The secrets of smart investments
The world’s economy is changing and, along with it, the public’s view on investments. With the promise of high returns, an increasing number of Singaporeans are quickly developing a fetish for dividends, opting to invest their money in spades. More are coming to realise that in the long term, investments are the best way to ride out the slips and slides of the bust-boom cycle.
This is especially true for young Singaporeans. Anecdotal evidence collected over the years suggests that the number of young investors is rising, with a great majority starting out with an average of S$10,000 to invest. This trend is further cemented by the host of trading platforms stockbroking houses and major players in the market are developing for this growing segment. With real-time information and trading now carried out in cyberspace, being an investor today is easier than ever.
Beating the market
Although you don’t have to be a financial whiz to make smart investments, there are certain rules that successful investors live by. So here are some takeaways that novice investors can pick up on how to beat the market averages.
It doesn’t matter how small your initial investment is. Just get started. It’s like training for a marathon. You won’t see a whole lot of results initially, but when the big money starts rolling in, you’ll know it’s all worth it. That’s why the earlier you start, the greater your returns.
In Singapore, that means starting the day you turn 18, the legal age at which you can start trading stocks.
Read and learn
There’s a reason why there are so many books on investment tips and techniques by experts –nothing beats being able to learn from someone who has first-hand experience and has come out tops. So sit back, relax and pick up some great investing tips with bestselling books like Benjamin Graham’s The Intelligent Investor, Peter Lynch’s One Up on Wall Street and Robert J. Shiller’s Irrational Exuberance.
Stick it out
Shares fall and rise. It’s all part of the investment game, yet many are adverse to investing because of the times they’ve had their fingers burnt. That’s why they say investing is not for the faint-hearted. To triumph, you have to stick it out when the going gets tough. That way you open yourself to more opportunities, whether in a bull or bear market.

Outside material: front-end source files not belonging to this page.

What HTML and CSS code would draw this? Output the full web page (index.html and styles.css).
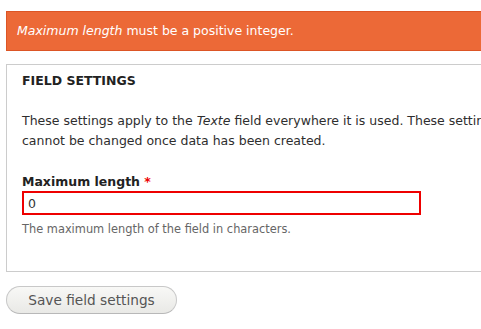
FILE: index.html
```html
<!DOCTYPE html>
<html>
<head>
<meta charset="utf-8">
<link rel="stylesheet" href="styles.css">
</head>
<body>
<div class="page">
  <div class="message-error"><em>Maximum length</em> must be a positive integer.</div>
  <div class="fieldset">
    <div class="legend">Field settings</div>
    <p class="intro">These settings apply to the <em>Texte</em> field everywhere it is used. These settings impact the way that data is stored in the database and cannot be changed once data has been created.</p>
    <div class="form-item">
      <label class="form-label">Maximum length <span class="required">*</span></label>
      <input class="form-text error" type="text" value="0">
      <div class="description">The maximum length of the field in characters.</div>
    </div>
  </div>
  <div class="actions">
    <button class="button" type="button">Save field settings</button>
  </div>
</div>
</body>
</html>
```
FILE: styles.css
```css
html, body {
  margin: 0;
  padding: 0;
  background: #fff;
  overflow: hidden;
}
body {
  font-family: "DejaVu Sans", Verdana, sans-serif;
  font-size: 12.5px;
  color: #333;
}
.page {
  width: 900px;
  padding: 11px 6px 0 6px;
}
.message-error {
  background: #ec6937;
  border: 1px solid #dc5525;
  color: #fff;
  padding: 9px 10px;
  line-height: 20px;
}
.message-error em {
  font-style: italic;
}
.fieldset {
  margin-top: 13px;
  border: 1px solid #ccc;
  padding: 6px 15px 33px 15px;
}
.legend {
  font-weight: bold;
  text-transform: uppercase;
  line-height: 20px;
  color: #222;
}
.intro {
  margin: 20px 0 0 0;
  line-height: 20px;
  max-width: 850px;
  color: #2e2e2e;
}
.form-item {
  margin-top: 21px;
  display: flex;
  flex-direction: column;
  align-items: flex-start;
}
.form-label {
  font-weight: bold;
  line-height: 19px;
  color: #222;
}
.required {
  color: #e00;
}
.form-text {
  box-sizing: border-box;
  width: 399px;
  height: 24px;
  margin: 0;
  padding: 0 4px;
  border: 2px solid #ee0000;
  font-family: "DejaVu Sans", Verdana, sans-serif;
  font-size: 12.5px;
  color: #333;
  background: #fff;
  outline: none;
}
.description {
  margin-top: 5px;
  font-size: 11.4px;
  line-height: 18px;
  color: #666;
}
.actions {
  margin-top: 14px;
}
.button {
  box-sizing: border-box;
  height: 28px;
  width: 171px;
  padding: 0;
  border: 1px solid #c8c8c8;
  border-bottom-color: #b8b8b8;
  border-radius: 14px;
  background: linear-gradient(#f8f8f6, #e9e9e6);
  color: #555;
  font-family: "DejaVu Sans", Tahoma, sans-serif;
  font-size: 13.7px;
  line-height: 26px;
  text-align: center;
  cursor: pointer;
}
```
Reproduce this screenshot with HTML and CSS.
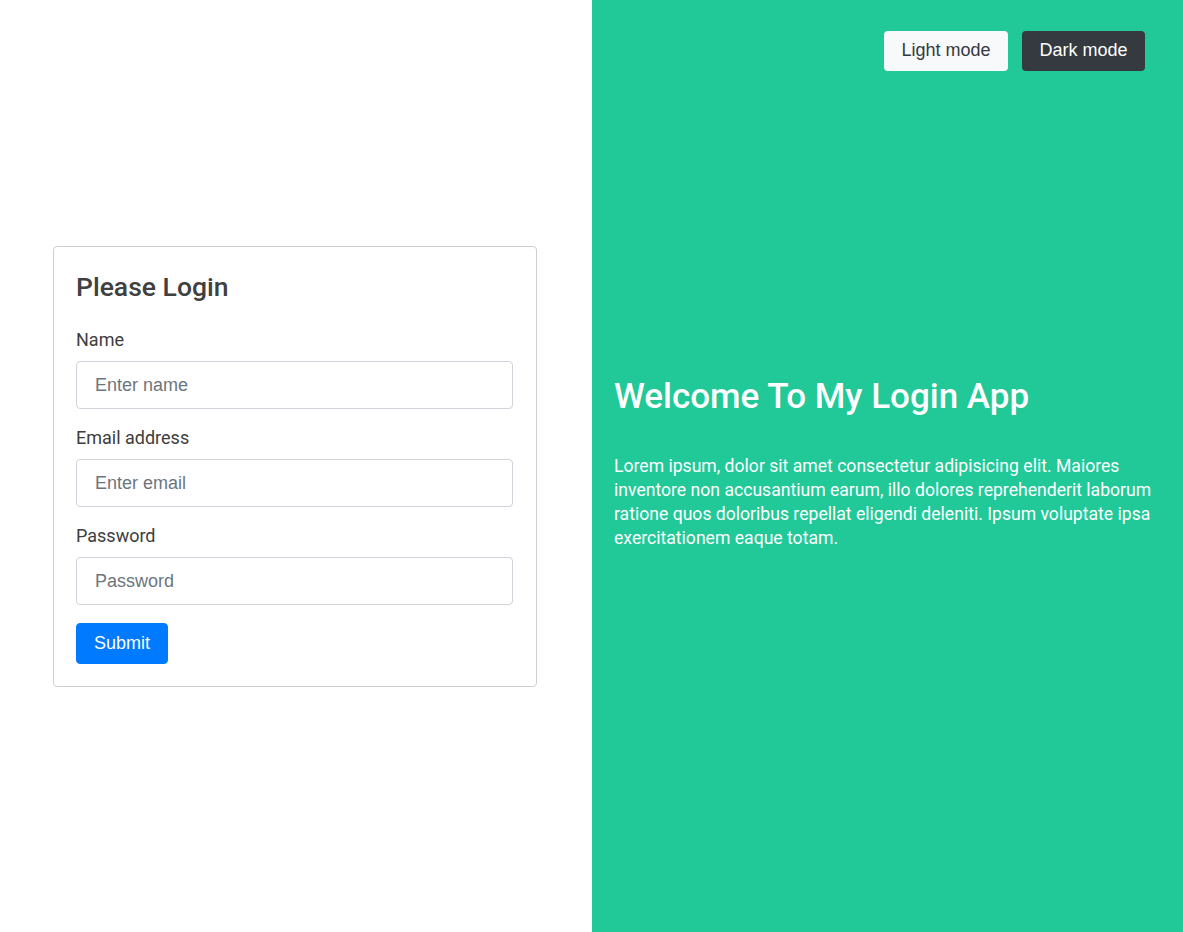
FILE: index.html
```html
<!DOCTYPE html>
<html lang="en">
<head>
<meta charset="utf-8">
<title>Login App</title>
<link rel="stylesheet" href="styles.css">
</head>
<body>
<div class="page">
  <section class="left">
    <form class="card">
      <h4 class="card-title">Please Login</h4>
      <div class="form-group">
        <label class="label" for="name">Name</label>
        <input class="input" id="name" type="text" placeholder="Enter name">
      </div>
      <div class="form-group">
        <label class="label" for="email">Email address</label>
        <input class="input" id="email" type="email" placeholder="Enter email">
      </div>
      <div class="form-group">
        <label class="label" for="password">Password</label>
        <input class="input" id="password" type="password" placeholder="Password">
      </div>
      <button class="btn btn-primary" type="button">Submit</button>
    </form>
  </section>
  <section class="right">
    <div class="mode-switch">
      <button class="btn btn-light" type="button">Light mode</button>
      <button class="btn btn-dark" type="button">Dark mode</button>
    </div>
    <div class="welcome">
      <h2 class="welcome-title">Welcome To My Login App</h2>
      <p class="welcome-text">Lorem ipsum, dolor sit amet consectetur adipisicing elit. Maiores inventore non accusantium earum, illo dolores reprehenderit laborum ratione quos doloribus repellat eligendi deleniti. Ipsum voluptate ipsa exercitationem eaque totam.</p>
    </div>
  </section>
</div>
</body>
</html>
```

FILE: styles.css
```css
* { box-sizing: border-box; }
html, body { margin: 0; padding: 0; }
body {
  font-family: Roboto, "Liberation Sans", Arial, sans-serif;
  font-size: 18px;
  color: #3d3d3d;
  background: #fff;
}
.page {
  display: grid;
  grid-template-columns: 592px 1fr;
  height: 932px;
}
.left {
  display: flex;
  align-items: center;
  justify-content: center;
  padding-right: 2px;
}
.card {
  width: 484px;
  border: 1px solid #cfcfcf;
  border-radius: 4px;
  padding: 22px 23px 22px 22px;
  display: flex;
  flex-direction: column;
  align-items: flex-start;
}
.card-title {
  margin: 0 0 26px;
  padding-top: 2px;
  font-size: 26.5px;
  font-weight: 500;
  line-height: 32px;
  color: #404040;
}
.form-group {
  width: 100%;
  margin-bottom: 18px;
}
.label {
  display: block;
  font-size: 18px;
  line-height: 22px;
  margin-bottom: 10px;
  color: #3d3d3d;
}
.input {
  display: block;
  width: 100%;
  height: 48px;
  padding: 1px 18px 0;
  font-family: "Liberation Sans", Arial, sans-serif;
  font-size: 18px;
  color: #495057;
  border: 1px solid #ced4da;
  border-radius: 4px;
  background: #fff;
  outline: none;
}
.input::placeholder { color: #6c757d; }
.btn {
  font-family: "Liberation Sans", Arial, sans-serif;
  font-size: 18px;
  line-height: 24px;
  padding: 5px 16px 7px;
  border: 1px solid transparent;
  border-radius: 4px;
  cursor: pointer;
}
.btn-primary {
  background: #007bff;
  color: #fff;
  border-color: #007bff;
  height: 41px;
  padding: 6px 17px;
  line-height: 27px;
}
.right {
  position: relative;
  background: #20c997;
  color: #fff;
  display: flex;
  flex-direction: column;
  justify-content: center;
  padding: 0 22px 6px;
}
.mode-switch {
  position: absolute;
  top: 31px;
  right: 38px;
  display: flex;
  gap: 14px;
}
.btn-light {
  background: #f8f9fa;
  color: #343a40;
  height: 40px;
  width: 124px;
}
.btn-dark {
  background: #343a40;
  color: #fff;
  height: 40px;
  width: 123px;
}
.welcome-title {
  margin: 0 0 36px;
  font-size: 35px;
  font-weight: 500;
  line-height: 42px;
}
.welcome-text {
  margin: 0;
  font-size: 17.6px;
  line-height: 24px;
}
```
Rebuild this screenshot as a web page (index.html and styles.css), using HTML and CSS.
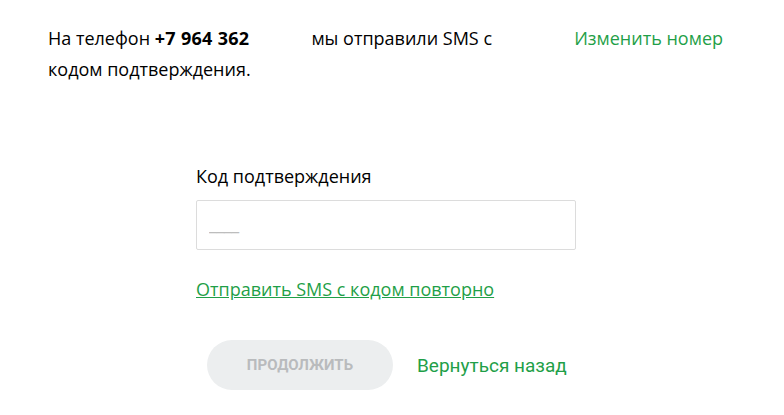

With so many investment opportunities available, there’s no reason why you should stick to only one type of investment. Explore and venture into the various asset classes – stocks, bonds, currencies, commodities, cash – to spread your risk. This way, you’ll be able to ride out the down cycle in one class while reaping the sweet rewards of the up cycle in another.
Don’t be a sheep
One of the worst things you can do when investing is having herd mentality. That’s why you should avoid tailing market behaviour. Instead, sniff out the steady earners and invest in that because that’s where the big money really is. If they’re pricey, just wait till they reach an attractive level.
With a little smarts, some research and these tips, you’re all set to start your investment portfolio.